▶ Requirement: Go through the records below from the first line and print each one exactly, stopping after the line that contains "const rows = [0, 1, 2, 3, 4, 5, 6, 7, 8, 9];". Do not print pictures or anything past that line.

▶ Material to process:
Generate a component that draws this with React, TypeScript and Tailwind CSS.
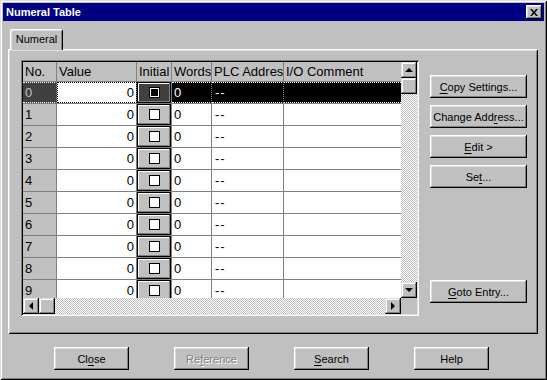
import React from "react";

const rows = [0, 1, 2, 3, 4, 5, 6, 7, 8, 9];

function Btn({ children, w, disabled }: { children: React.ReactNode; w: string; disabled?: boolean }) {
  return (
    <div
      className={`${w} h-[23px] flex items-center justify-center bg-[#c0c0c0] text-[11px] shadow-[inset_-1px_-1px_#000,inset_1px_1px_#fff,inset_-2px_-2px_#808080,inset_2px_2px_#dfdfdf] ${
        disabled ? "text-[#808080] [text-shadow:1px_1px_#fff]" : "text-black"
      }`}
    >
      <span className="pt-[1px]">{children}</span>
    </div>
  );
}

function U({ children }: { children: React.ReactNode }) {
  return <span className="underline underline-offset-2">{children}</span>;
}

function Arrow({ dir }: { dir: "up" | "down" | "left" | "right" }) {
  const pts = {
    up: "4,2 0,6 8,6",
    down: "0,2 8,2 4,6",
    left: "6,0 6,8 2,4",
    right: "2,0 2,8 6,4",
  }[dir];
  return (
    <div className="w-[16px] h-[16px] shrink-0 flex items-center justify-center bg-[#c0c0c0] shadow-[inset_-1px_-1px_#000,inset_1px_1px_#dfdfdf,inset_-2px_-2px_#808080,inset_2px_2px_#fff]">
      <svg width="8" height="8" viewBox="0 0 8 8">
        <polygon points={pts} fill="#000" />
      </svg>
    </div>
  );
}

function Thumb() {
  return (
    <div className="w-[16px] h-[16px] shrink-0 bg-[#c0c0c0] shadow-[inset_-1px_-1px_#000,inset_1px_1px_#dfdfdf,inset_-2px_-2px_#808080,inset_2px_2px_#fff]" />
  );
}

function Row({ n }: { n: number }) {
  const sel = n === 0;
  return (
    <div className="flex h-[22px] shrink-0 border-b border-[#808080] text-[13px]">
      <div
        className={`w-[34px] shrink-0 border-r border-[#808080] pl-[2px] flex items-center ${
          sel ? "bg-[#404040] text-[#c0c0c0] border-y border-dotted border-y-white" : "bg-[#c0c0c0]"
        }`}
      >
        {n}
      </div>
      <div
        className={`w-[80px] shrink-0 border-r border-[#808080] bg-white flex items-center justify-end pr-[2px] ${
          sel ? "outline outline-1 outline-dotted outline-black -outline-offset-1" : ""
        }`}
      >
        0
      </div>
      <div className="w-[35px] shrink-0 border-r border-[#808080] flex">
        <div
          className={`flex-1 flex items-center justify-center shadow-[inset_-1px_-1px_#000,inset_1px_1px_#000,inset_-2px_-2px_#808080,inset_2px_2px_#fff] ${
            sel ? "bg-[#404040]" : "bg-[#c0c0c0]"
          }`}
        >
          <div className="w-[11px] h-[11px] border border-black bg-white flex items-center justify-center">
            {sel && <div className="w-[7px] h-[7px] bg-black" />}
          </div>
        </div>
      </div>
      <div
        className={`w-[40px] shrink-0 border-r border-[#808080] pl-[2px] flex items-center ${
          sel ? "bg-black text-white border-y border-dotted border-y-white" : "bg-white"
        }`}
      >
        0
      </div>
      <div
        className={`w-[72px] shrink-0 border-r border-[#808080] pl-[3px] flex items-center tracking-[1px] ${
          sel ? "bg-black text-white border-y border-dotted border-y-white" : "bg-white"
        }`}
      >
        --
      </div>
      <div
        className={`w-[117px] shrink-0 ${
          sel ? "bg-black border-y border-dotted border-y-white" : "bg-white"
        }`}
      />
    </div>
  );
}

export default function App() {
  const head = [
    { t: "No.", w: "w-[34px]" },
    { t: "Value", w: "w-[80px]" },
    { t: "Initial", w: "w-[35px]" },
    { t: "Words", w: "w-[40px]" },
    { t: "PLC Addres", w: "w-[72px]" },
    { t: "I/O Comment", w: "w-[117px]" },
  ];

  return (
    <div className="w-[547px] h-[380px] bg-[#c0c0c0] p-[3px] flex flex-col font-['Liberation_Sans',Arial,sans-serif] text-black shadow-[inset_1px_1px_#dfdfdf,inset_-1px_-1px_#000,inset_2px_2px_#fff,inset_-2px_-2px_#808080] overflow-hidden">
      {/* Title bar */}
      <div className="h-[18px] shrink-0 bg-[#000080] flex items-center justify-between pl-[3px] pr-[2px]">
        <span className="text-white font-bold text-[11px]">Numeral Table</span>
        <div className="w-[16px] h-[14px] bg-[#c0c0c0] flex items-center justify-center shadow-[inset_-1px_-1px_#000,inset_1px_1px_#fff,inset_-2px_-2px_#808080,inset_2px_2px_#dfdfdf]">
          <svg width="8" height="7" viewBox="0 0 8 7">
            <path d="M0 0h2l2 2.5L6 0h2L5 3.5 8 7H6L4 4.5 2 7H0l3-3.5z" fill="#000" />
          </svg>
        </div>
      </div>

      <div className="flex-1 flex flex-col px-[5px]">
        {/* Tab */}
        <div className="mt-[8px] pl-[2px] flex">
          <div className="relative z-10 -mb-[1px] w-[53px] h-[21px] bg-[#c0c0c0] rounded-t-[2px] flex items-center justify-center text-[11px] shadow-[inset_1px_1px_#fff,inset_-1px_0_#000,inset_2px_2px_#dfdfdf,inset_-2px_0_#808080]">
            Numeral
          </div>
        </div>

        {/* Panel */}
        <div className="h-[285px] w-[530px] shrink-0 flex pt-[11px] pl-[13px] shadow-[inset_1px_1px_#fff,inset_-1px_-1px_#000,inset_2px_2px_#dfdfdf,inset_-2px_-2px_#808080]">
          {/* Grid */}
          <div className="w-[398px] h-[256px] p-[2px] flex flex-col shadow-[inset_1px_1px_#808080,inset_-1px_-1px_#fff,inset_2px_2px_#000,inset_-2px_-2px_#dfdfdf]">
            <div className="flex h-[236px]">
              <div className="flex-1 overflow-hidden flex flex-col">
                <div className="flex h-[20px] shrink-0 bg-[#c0c0c0] border-b border-[#808080] text-[13px]">
                  {head.map((h, i) => (
                    <div
                      key={h.t}
                      className={`${h.w} shrink-0 ${i < 5 ? "border-r border-[#808080]" : ""} pl-[2px] flex items-center overflow-hidden whitespace-nowrap`}
                    >
                      {h.t}
                    </div>
                  ))}
                </div>
                {rows.map((n) => (
                  <Row key={n} n={n} />
                ))}
              </div>
              <div className="w-[16px] flex flex-col">
                <Arrow dir="up" />
                <Thumb />
                <div className="flex-1 bg-[repeating-conic-gradient(#c0c0c0_0_25%,#fff_0_50%)] bg-[length:2px_2px]" />
                <Arrow dir="down" />
              </div>
            </div>
            <div className="flex h-[16px]">
              <Arrow dir="left" />
              <Thumb />
              <div className="flex-1 bg-[repeating-conic-gradient(#c0c0c0_0_25%,#fff_0_50%)] bg-[length:2px_2px]" />
              <Arrow dir="right" />
              <div className="w-[16px] bg-[#c0c0c0]" />
            </div>
          </div>

          {/* Right buttons */}
          <div className="ml-[11px] pt-[15px] flex flex-col gap-[7px]">
            <Btn w="w-[97px]">
              <U>C</U>opy Settings...
            </Btn>
            <Btn w="w-[97px]">
              Change Add<U>r</U>ess...
            </Btn>
            <Btn w="w-[97px]">
              <U>E</U>dit &gt;
            </Btn>
            <Btn w="w-[97px]">
              Se<U>t</U>...
            </Btn>
            <div className="mt-[85px]">
              <Btn w="w-[97px]">
                <U>G</U>oto Entry...
              </Btn>
            </div>
          </div>
        </div>

        {/* Bottom buttons */}
        <div className="mt-[13px] pl-[46px] flex gap-[45px]">
          <Btn w="w-[75px]">
            Cl<U>o</U>se
          </Btn>
          <Btn w="w-[75px]" disabled>
            Re<U>f</U>erence
          </Btn>
          <Btn w="w-[75px]">
            <U>S</U>earch
          </Btn>
          <Btn w="w-[75px]">Help</Btn>
        </div>
      </div>
    </div>
  );
}
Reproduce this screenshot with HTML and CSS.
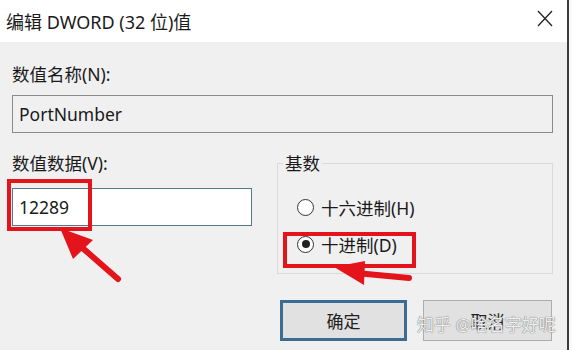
FILE: index.html
```html
<!DOCTYPE html>
<html lang="zh-CN">
<head>
  <meta charset="UTF-8">
  <title>编辑 DWORD (32 位)值</title>
  <link rel="stylesheet" href="styles.css">
</head>
<body>

  <div class="window">
    <div class="titlebar">
      <span class="title">编辑 DWORD (32 位)值</span>
      <svg class="close" width="16" height="17" viewBox="0 0 16 17">
        <path d="M1 1 L15 16 M15 1 L1 16" stroke="#222" stroke-width="1.3" fill="none"/>
      </svg>
    </div>

    <div class="content">
      <div class="label first">数值名称(N):</div>
      <div class="field name">PortNumber</div>

      <div class="row">
        <div class="col">
          <div class="label">数值数据(V):</div>
          <div class="field value">12289</div>
        </div>
        <fieldset class="group">
          <legend>基数</legend>
          <label class="radio"><span class="dot"></span>十六进制(H)</label>
          <label class="radio checked"><span class="dot"></span>十进制(D)</label>
        </fieldset>
      </div>

      <div class="buttons">
        <button class="btn ok">确定</button>
        <button class="btn">取消</button>
      </div>
    </div>

    <!-- red annotations drawn over the dialog -->
    <svg class="marks" width="572" height="350" viewBox="0 0 572 350">
      <rect x="9" y="181" width="81" height="48" fill="none" stroke="#e3141c" stroke-width="4"/>
      <rect x="285" y="234" width="129" height="32" fill="none" stroke="#e3141c" stroke-width="4"/>
      <line x1="118" y1="279" x2="78" y2="244" stroke="#e3141c" stroke-width="6" stroke-linecap="round"/>
      <polygon points="60,228 93,240 73,259" fill="#e3141c"/>
      <line x1="409" y1="278" x2="356" y2="273" stroke="#e3141c" stroke-width="6" stroke-linecap="round"/>
      <polygon points="334,267 365,261 364,285" fill="#e3141c"/>
    </svg>

    <div class="watermark">知乎 @啥名字好呢</div>
  </div>

</body>
</html>
```

FILE: styles.css
```css
body {
  margin: 0;
  background: #fafafa;
  font-family: "Noto Sans", "Noto Sans CJK SC", sans-serif;
  color: #1a1a1a;
}
.window {
  position: relative;
  width: 567px;
  height: 350px;
  background: #f0f0f0;
  border-right: 2px solid #3c3c3c;
  overflow: hidden;
}
.titlebar {
  height: 42px;
  background: #fff;
  display: flex;
  align-items: center;
  justify-content: space-between;
  padding: 0 14px 0 6px;
}
.title {
  font-size: 18px;
}
.close {
  margin-top: -5px;
}
.content {
  padding: 0 14px 0 12px;
  font-size: 17.5px;
}
.label {
  height: 20px;
  line-height: 20px;
}
.label.first {
  margin-top: 22px;
}
.field {
  height: 36px;
  line-height: 36px;
  padding-left: 6px;
}
.name {
  margin-top: 11px;
  border: 1px solid #8a8a8a;
  background: #f0f0f0;
}
.row {
  display: grid;
  grid-template-columns: 240px 1fr;
  gap: 25px;
  margin-top: 20px;
}
.value {
  margin-top: 15px;
  border: 1px solid #56788f;
  background: #fff;
}
.group {
  margin: 0;
  padding: 24px 0 19px 19px;
  border: 1px solid #dadada;
  display: flex;
  flex-direction: column;
  gap: 17px;
}
.group legend {
  margin-left: -14px;
  padding: 0 2px;
  height: 20px;
  line-height: 20px;
}
.radio {
  display: flex;
  align-items: center;
  gap: 7px;
  height: 20px;
}
.dot {
  width: 15px;
  height: 15px;
  border: 1px solid #333;
  border-radius: 50%;
  background: #fff;
  display: flex;
  align-items: center;
  justify-content: center;
}
.checked .dot::after {
  content: "";
  width: 8px;
  height: 8px;
  border-radius: 50%;
  background: #222;
}
.buttons {
  display: flex;
  justify-content: flex-end;
  gap: 16px;
  margin-top: 26px;
  padding-right: 1px;
}
.btn {
  width: 129px;
  height: 41px;
  font-family: inherit;
  font-size: 17px;
  color: #222;
  background: #e1e1e1;
  border: 1px solid #adadad;
}
.btn.ok {
  width: 127px;
  border: 3px solid #3b6c91;
}
.marks {
  position: absolute;
  top: 0;
  left: 0;
  pointer-events: none;
}
.watermark {
  position: absolute;
  left: 417px;
  top: 311px;
  font-size: 17px;
  color: rgba(255, 255, 255, 0.9);
  text-shadow: 0 0 1px #777, 0 0 1px #777;
  white-space: nowrap;
}
```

▶ Answer to the exercise:
Generate a component that draws this with React, TypeScript and Tailwind CSS.
import React from "react";

const rows = [0, 1, 2, 3, 4, 5, 6, 7, 8, 9];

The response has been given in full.